The song’s melody bears the pop influences of its creators, but its texture is something different — more adult, more emotional, not geared toward radio.
“Every little part of the song was really thought through. Those haunting four chords that repeat and repeat, we wanted that to feel like a military band or something ghostly, haunting.
“After the song was done,” Jonas says, “I was just hit with a wave of emotion. I’m in the studio crying because of the storytelling, but also the journey to get here, to that place and to feel so connected to this work.”
“This Is a Life” from “Everything Everywhere All at Once”

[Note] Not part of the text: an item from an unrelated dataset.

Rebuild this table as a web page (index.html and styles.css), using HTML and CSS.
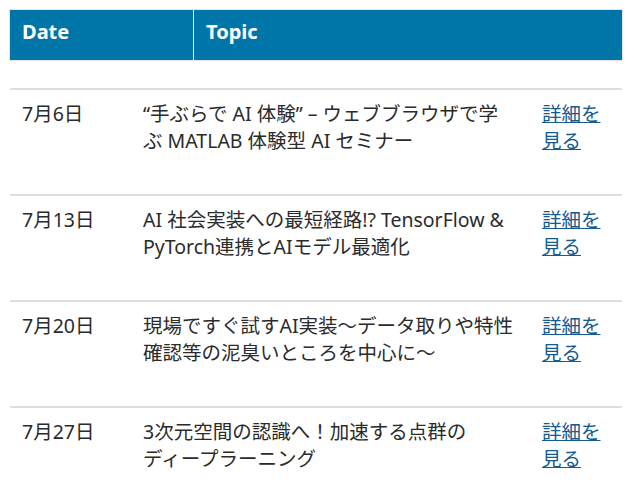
FILE: index.html
```html
<!DOCTYPE html>
<html lang="ja">
<head>
<meta charset="utf-8">
<link rel="stylesheet" href="styles.css">
</head>
<body>
<div class="schedule">
  <div class="head">
    <div class="th th-date">Date</div>
    <div class="th th-topic">Topic</div>
  </div>
  <div class="rows">
    <div class="spacer"></div>
    <div class="row">
      <div class="date">7月6日</div>
      <div class="topic">“手ぶらで AI 体験” – ウェブブラウザで学ぶ MATLAB 体験型 AI セミナー</div>
      <div class="more"><a href="#">詳細を見る</a></div>
    </div>
    <div class="row">
      <div class="date">7月13日</div>
      <div class="topic">AI 社会実装への最短経路!? TensorFlow &amp; PyTorch連携とAIモデル最適化</div>
      <div class="more"><a href="#">詳細を見る</a></div>
    </div>
    <div class="row">
      <div class="date">7月20日</div>
      <div class="topic">現場ですぐ試すAI実装～データ取りや特性確認等の泥臭いところを中心に～</div>
      <div class="more"><a href="#">詳細を見る</a></div>
    </div>
    <div class="row">
      <div class="date">7月27日</div>
      <div class="topic">3次元空間の認識へ！加速する点群の<span class="word">ディープラーニング</span></div>
      <div class="more"><a href="#">詳細を見る</a></div>
    </div>
  </div>
</div>
</body>
</html>
```
FILE: styles.css
```css
html, body {
  margin: 0;
  padding: 0;
  background: #ffffff;
}
body {
  padding: 9px 0 0 9px;
  font-family: "Noto Sans", "Noto Sans CJK JP", sans-serif;
  color: #2b2b2b;
}
.schedule {
  width: 614px;
}
.head {
  display: grid;
  grid-template-columns: 183px 1fr;
  column-gap: 1px;
  background: #ffffff;
  border: 1px solid #e4e4e4;
  height: 50px;
}
.th {
  background: #0076a8;
  color: #ffffff;
  font-weight: 700;
  font-size: 20px;
  line-height: 44px;
  padding: 0 12px 4px;
}
.rows {
  margin-left: 1px;
  width: 612px;
}
.spacer {
  height: 27px;
}
.row {
  display: grid;
  grid-template-columns: 121px 399px 92px;
  border-top: 2px solid #dddddd;
  height: 104px;
  font-size: 19.5px;
  line-height: 27px;
}
.date, .topic, .more {
  padding: 10px 12px;
}
.topic {
  padding-right: 15px;
}
.more {
  padding-right: 16px;
}
.more a {
  color: #155b8e;
  text-decoration: underline;
}
.word {
  white-space: nowrap;
}
```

“Everything Everywhere All at Once” is a heady multiversal brew that bends alternate realities through martial-arts madness to reinvigorate a family. Which makes the title of its end-credits song by soundtrack composers Son Lux, noted singer-songwriter Mitski and Rock and Roll Hall of Famer David Byrne apropos: “This Is a Life.”

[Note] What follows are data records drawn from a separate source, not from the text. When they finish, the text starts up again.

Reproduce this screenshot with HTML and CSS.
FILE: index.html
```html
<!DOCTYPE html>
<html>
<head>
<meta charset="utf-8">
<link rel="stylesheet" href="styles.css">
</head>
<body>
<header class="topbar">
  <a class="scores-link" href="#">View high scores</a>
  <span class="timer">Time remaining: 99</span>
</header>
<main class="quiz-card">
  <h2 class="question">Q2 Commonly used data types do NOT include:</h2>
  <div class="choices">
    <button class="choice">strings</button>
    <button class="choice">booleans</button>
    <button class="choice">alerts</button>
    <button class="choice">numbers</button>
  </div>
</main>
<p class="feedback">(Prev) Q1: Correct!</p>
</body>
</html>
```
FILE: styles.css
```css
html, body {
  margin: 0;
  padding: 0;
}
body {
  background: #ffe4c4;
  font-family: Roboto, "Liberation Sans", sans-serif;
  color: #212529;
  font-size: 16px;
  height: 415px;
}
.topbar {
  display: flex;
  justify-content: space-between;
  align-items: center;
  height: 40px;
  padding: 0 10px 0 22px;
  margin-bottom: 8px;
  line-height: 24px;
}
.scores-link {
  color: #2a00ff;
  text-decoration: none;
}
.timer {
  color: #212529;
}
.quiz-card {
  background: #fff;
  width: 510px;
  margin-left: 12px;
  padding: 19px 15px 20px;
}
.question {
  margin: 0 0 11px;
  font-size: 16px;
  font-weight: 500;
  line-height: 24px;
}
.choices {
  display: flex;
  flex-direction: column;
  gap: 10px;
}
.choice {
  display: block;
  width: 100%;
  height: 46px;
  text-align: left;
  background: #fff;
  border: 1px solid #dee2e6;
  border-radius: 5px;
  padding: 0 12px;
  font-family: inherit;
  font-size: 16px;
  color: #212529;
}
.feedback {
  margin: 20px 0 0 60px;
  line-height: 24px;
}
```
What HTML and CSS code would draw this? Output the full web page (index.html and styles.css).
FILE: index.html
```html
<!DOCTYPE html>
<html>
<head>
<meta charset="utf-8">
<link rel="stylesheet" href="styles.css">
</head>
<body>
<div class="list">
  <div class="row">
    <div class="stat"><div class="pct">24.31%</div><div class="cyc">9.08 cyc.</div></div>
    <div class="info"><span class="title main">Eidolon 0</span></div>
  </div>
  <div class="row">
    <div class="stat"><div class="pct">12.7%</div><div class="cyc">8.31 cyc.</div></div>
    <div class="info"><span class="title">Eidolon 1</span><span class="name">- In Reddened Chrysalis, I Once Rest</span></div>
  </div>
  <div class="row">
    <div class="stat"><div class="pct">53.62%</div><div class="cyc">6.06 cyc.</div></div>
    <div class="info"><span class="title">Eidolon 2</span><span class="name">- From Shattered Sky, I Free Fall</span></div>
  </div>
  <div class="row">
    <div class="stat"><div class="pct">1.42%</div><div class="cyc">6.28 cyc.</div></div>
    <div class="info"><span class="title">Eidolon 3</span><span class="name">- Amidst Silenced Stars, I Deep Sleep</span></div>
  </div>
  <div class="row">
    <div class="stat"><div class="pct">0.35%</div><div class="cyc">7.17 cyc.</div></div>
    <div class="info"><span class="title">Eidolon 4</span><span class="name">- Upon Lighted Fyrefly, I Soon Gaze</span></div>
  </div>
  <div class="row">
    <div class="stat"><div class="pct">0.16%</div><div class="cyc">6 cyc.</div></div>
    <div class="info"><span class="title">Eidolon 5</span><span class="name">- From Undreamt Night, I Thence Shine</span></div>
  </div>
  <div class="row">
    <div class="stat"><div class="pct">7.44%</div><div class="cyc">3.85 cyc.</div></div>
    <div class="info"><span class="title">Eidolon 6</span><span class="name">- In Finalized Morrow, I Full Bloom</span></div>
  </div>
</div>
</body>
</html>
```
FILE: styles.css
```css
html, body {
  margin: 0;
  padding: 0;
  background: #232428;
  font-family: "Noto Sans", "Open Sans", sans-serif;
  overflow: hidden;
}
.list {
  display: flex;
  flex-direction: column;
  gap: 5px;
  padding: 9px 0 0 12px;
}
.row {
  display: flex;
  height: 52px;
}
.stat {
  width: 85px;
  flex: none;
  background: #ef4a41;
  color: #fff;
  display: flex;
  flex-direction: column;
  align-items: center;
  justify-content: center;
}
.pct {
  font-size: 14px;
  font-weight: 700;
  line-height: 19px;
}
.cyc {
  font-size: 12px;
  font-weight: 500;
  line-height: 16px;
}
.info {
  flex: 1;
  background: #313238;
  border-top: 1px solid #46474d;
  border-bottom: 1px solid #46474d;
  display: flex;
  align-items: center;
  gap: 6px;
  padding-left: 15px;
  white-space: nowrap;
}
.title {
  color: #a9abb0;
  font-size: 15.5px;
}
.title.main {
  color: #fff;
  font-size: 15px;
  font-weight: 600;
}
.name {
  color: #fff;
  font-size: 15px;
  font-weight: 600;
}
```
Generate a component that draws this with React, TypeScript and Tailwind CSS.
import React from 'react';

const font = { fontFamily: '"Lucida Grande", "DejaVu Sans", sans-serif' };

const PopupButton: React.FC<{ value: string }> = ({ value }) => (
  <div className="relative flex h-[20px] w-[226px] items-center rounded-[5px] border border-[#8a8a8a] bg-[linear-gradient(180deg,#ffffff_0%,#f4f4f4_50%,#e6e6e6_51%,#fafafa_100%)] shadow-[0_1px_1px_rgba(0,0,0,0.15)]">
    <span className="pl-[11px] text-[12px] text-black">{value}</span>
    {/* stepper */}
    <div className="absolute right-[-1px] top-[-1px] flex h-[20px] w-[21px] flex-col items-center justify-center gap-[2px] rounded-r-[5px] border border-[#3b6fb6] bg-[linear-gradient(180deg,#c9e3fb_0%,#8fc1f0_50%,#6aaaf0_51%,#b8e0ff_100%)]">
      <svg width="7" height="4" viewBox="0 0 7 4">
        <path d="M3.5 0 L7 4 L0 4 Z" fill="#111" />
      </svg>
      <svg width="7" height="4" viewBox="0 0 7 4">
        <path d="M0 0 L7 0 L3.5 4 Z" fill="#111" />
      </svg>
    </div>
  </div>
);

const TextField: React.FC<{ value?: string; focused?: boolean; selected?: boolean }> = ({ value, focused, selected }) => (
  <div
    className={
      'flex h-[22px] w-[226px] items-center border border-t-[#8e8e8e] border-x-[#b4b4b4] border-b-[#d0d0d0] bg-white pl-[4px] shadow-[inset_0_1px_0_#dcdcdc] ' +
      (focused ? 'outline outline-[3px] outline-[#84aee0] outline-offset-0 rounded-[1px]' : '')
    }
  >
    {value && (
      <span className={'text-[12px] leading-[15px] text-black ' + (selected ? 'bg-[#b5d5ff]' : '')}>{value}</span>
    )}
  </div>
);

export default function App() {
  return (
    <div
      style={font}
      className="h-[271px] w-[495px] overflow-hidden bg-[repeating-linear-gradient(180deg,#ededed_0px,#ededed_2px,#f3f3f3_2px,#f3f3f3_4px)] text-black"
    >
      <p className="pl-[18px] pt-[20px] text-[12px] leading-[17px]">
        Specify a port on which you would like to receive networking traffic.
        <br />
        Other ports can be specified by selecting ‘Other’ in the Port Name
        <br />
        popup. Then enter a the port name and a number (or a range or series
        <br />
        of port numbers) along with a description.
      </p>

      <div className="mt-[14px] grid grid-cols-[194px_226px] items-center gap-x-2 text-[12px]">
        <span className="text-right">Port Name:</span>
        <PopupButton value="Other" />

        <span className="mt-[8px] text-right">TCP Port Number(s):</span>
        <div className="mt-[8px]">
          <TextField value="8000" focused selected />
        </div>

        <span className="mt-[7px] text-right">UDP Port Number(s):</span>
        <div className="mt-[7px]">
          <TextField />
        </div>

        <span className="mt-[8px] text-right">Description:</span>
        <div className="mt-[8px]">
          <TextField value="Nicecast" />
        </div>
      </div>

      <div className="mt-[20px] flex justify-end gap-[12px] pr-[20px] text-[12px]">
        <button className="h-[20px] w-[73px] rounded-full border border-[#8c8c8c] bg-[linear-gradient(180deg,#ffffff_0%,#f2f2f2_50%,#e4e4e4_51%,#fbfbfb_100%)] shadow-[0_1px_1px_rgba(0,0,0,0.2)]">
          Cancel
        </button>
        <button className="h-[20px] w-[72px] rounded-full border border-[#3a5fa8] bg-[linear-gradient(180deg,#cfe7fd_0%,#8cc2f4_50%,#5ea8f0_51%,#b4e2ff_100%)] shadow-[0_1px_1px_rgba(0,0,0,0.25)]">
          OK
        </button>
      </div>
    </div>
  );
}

Son Lux guitarist Rafiq Bhatia explains the idea: “With all of the possibilities of life in front of us, we choose to be here, doing what we’re doing in the midst of each other.”
“This is a life,” Mitski sings dreamily in the song, with Byrne’s soothing voice threading in with “every possibility.” It’s a conversation continued from another universe. “Free from destiny,” she continues; “I choose you, and you choose me,” he responds.

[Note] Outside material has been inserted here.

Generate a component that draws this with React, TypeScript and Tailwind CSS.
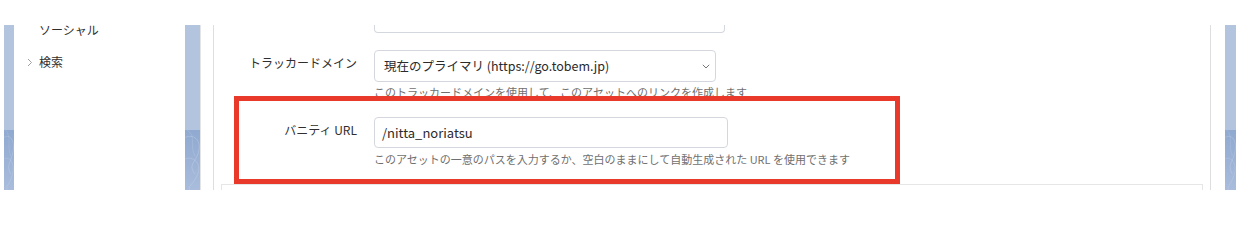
import React from "react";

function BlueStrip({ w }: { w: string }) {
  return (
    <div className={`${w} flex flex-col shrink-0`}>
      <div className="h-[105px] bg-[#b3c4df]" />
      <div className="flex-1 bg-gradient-to-b from-[#8fa9d0] to-[#a9bcdc] relative overflow-hidden">
        <svg className="absolute inset-0 w-full h-full" viewBox="0 0 15 60" preserveAspectRatio="none">
          <path d="M-4 10 C 6 2, 16 8, 14 20 S 2 34, 10 44" fill="none" stroke="#ffffff" strokeOpacity="0.18" strokeWidth="1" />
          <path d="M-2 30 C 8 24, 18 34, 12 46 S 0 56, 8 64" fill="none" stroke="#ffffff" strokeOpacity="0.15" strokeWidth="1" />
          <path d="M2 0 C 12 6, 4 16, 10 26" fill="none" stroke="#ffffff" strokeOpacity="0.12" strokeWidth="1" />
        </svg>
      </div>
    </div>
  );
}

export default function App() {
  return (
    <div className="w-[1250px] h-[206px] bg-white overflow-hidden [font-family:'Noto_Sans_CJK_JP','Noto_Sans',sans-serif] text-[#2f2f2f]">
      <div className="flex h-[165px] mt-[25px] ml-[4px] mr-[14px]">
        <BlueStrip w="w-[10px]" />
        {/* sidebar */}
        <div className="w-[171px] shrink-0 bg-white flex flex-col">
          <div className="pl-[25px] -mt-[3px] text-[12px] leading-[16px]">ソーシャル</div>
          <div className="flex items-center mt-[16px] pl-[13px] text-[12px] leading-[16px]">
            <svg width="6" height="9" viewBox="0 0 6 9" className="mr-[6px]">
              <path d="M1 1 L4.5 4.5 L1 8" fill="none" stroke="#a0a0a0" strokeWidth="1" />
            </svg>
            <span>検索</span>
          </div>
        </div>
        <BlueStrip w="w-[15px]" />
        {/* main panel */}
        <div className="flex-1 bg-white border-l border-[#e4e4e4] pl-[12px] pr-[14px]">
          <div className="relative h-full border-x border-[#dedede] flex flex-col overflow-hidden">
            {/* bottom of previous input */}
            <div className="grid grid-cols-[143px_1fr] gap-x-[17px]">
              <div />
              <div className="w-[351px] h-[8px] border-x border-b border-[#d4d8de] rounded-b-[4px]" />
            </div>
            {/* tracker domain */}
            <div className="grid grid-cols-[143px_1fr] gap-x-[17px] mt-[17px]">
              <div className="text-right text-[12px] leading-[16px] pt-[5px]">トラッカードメイン</div>
              <div className="flex flex-col">
                <div className="w-[342px] h-[32px] border border-[#d4d8de] rounded-[4px] flex items-center justify-between pl-[9px] pr-[5px] text-[12.5px] text-[#2b2b2b]">
                  <span>現在のプライマリ (https://go.tobem.jp)</span>
                  <svg width="8" height="5" viewBox="0 0 8 5">
                    <path d="M0.8 0.8 L4 4 L7.2 0.8" fill="none" stroke="#777777" strokeWidth="1" />
                  </svg>
                </div>
                <div className="mt-[2px] text-[11px] leading-[16px] text-[#6f6f6f]">
                  このトラッカードメインを使用して、このアセットへのリンクを作成します
                </div>
              </div>
            </div>
            {/* vanity url */}
            <div className="grid grid-cols-[143px_1fr] gap-x-[17px] mt-[17px]">
              <div className="text-right text-[12px] leading-[16px] pt-[5px]">バニティ URL</div>
              <div className="flex flex-col">
                <div className="w-[354px] h-[31px] border border-[#d4d8de] rounded-[4px] flex items-center pl-[7px] text-[13px] text-[#2b2b2b]">
                  /nitta_noriatsu
                </div>
                <div className="mt-[3px] text-[11px] leading-[16px] text-[#6f6f6f]">
                  このアセットの一意のパスを入力するか、空白のままにして自動生成された URL を使用できます
                </div>
              </div>
            </div>
            {/* next card top */}
            <div className="mt-[17px] mx-[7px] h-[20px] border-t border-x border-[#e6e6e6] shrink-0" />
            {/* red highlight annotation */}
            <div className="absolute left-[20px] top-[71px] w-[666px] h-[88px] border-[5px] border-[#e8392b] pointer-events-none" />
          </div>
        </div>
        <BlueStrip w="w-[11px]" />
      </div>
    </div>
  );
}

After seeing a rough cut of the film, Byrne’s feedback to its directors and Son Lux was “If you could do a song at the end that reminds people how much heart there is in this show — because they’re gonna be thinking, ‘Oh, my God, my mind is blown, all this craziness, what dimension are we in?’ — to bring it back to the emotional center, how actually moving it is and tag that in the song ….
“I think the guys kind of did that,” Byrne continues. “They said, ‘We’re gonna send this to Mitski; she’s gonna record her vocal, and you have to figure out how to work your vocal around hers.’ So I wrote extra words responding to what she was singing, tried to do counter melodies, and then of course added harmonies, so it became like a little dialogue.”
At first, Mitski’s vocals take the lead and Byrne responds; later, he takes the lead and she responds. Around this, they intertwine and harmonize.
Apart from what Son Lux (founder Ryan Lott, Bhatia and percussionist Ian Chang) had in place, Mitski made adjustments such as incorporating a line of dialogue from the film that actress Stephanie Hsu sang instead of speaking: “Sucked … into … a ba-a-agel.” Lott says, “I loved that Mitski picked up on that moment and found a way to use that melody and those words as a background vocal in a special moment in the song.”
Lott points out the song doesn’t follow the common verse-chorus structure but feels as if it’s in two distinct parts separated by that “bagel” moment: “It feels noncyclical and nonlinear.”
As to the flights of fancy the multiverse tale enjoys, Byrne considers some of the ideas in quantum physics that bend his mind and says, “It makes you think the universe is more like a web, a network, an entangled thing. It’s an entangled web of relationships between all these particles and therefore bigger things, cosmic bodies and life forms and everything else. And we’re all somehow, in a kind of cosmic way, connected. I use the word ‘entanglement’ in the song; I intentionally use these terms from quantum physics in the sense of a relationship.”
Perhaps the ideas are expressed no more pithily than in the song’s final words: “This is a life / This is our life.”
As Byrne says, “It’s not a song that smacks you over the head, but if you listen to it, it’s quite beautiful.”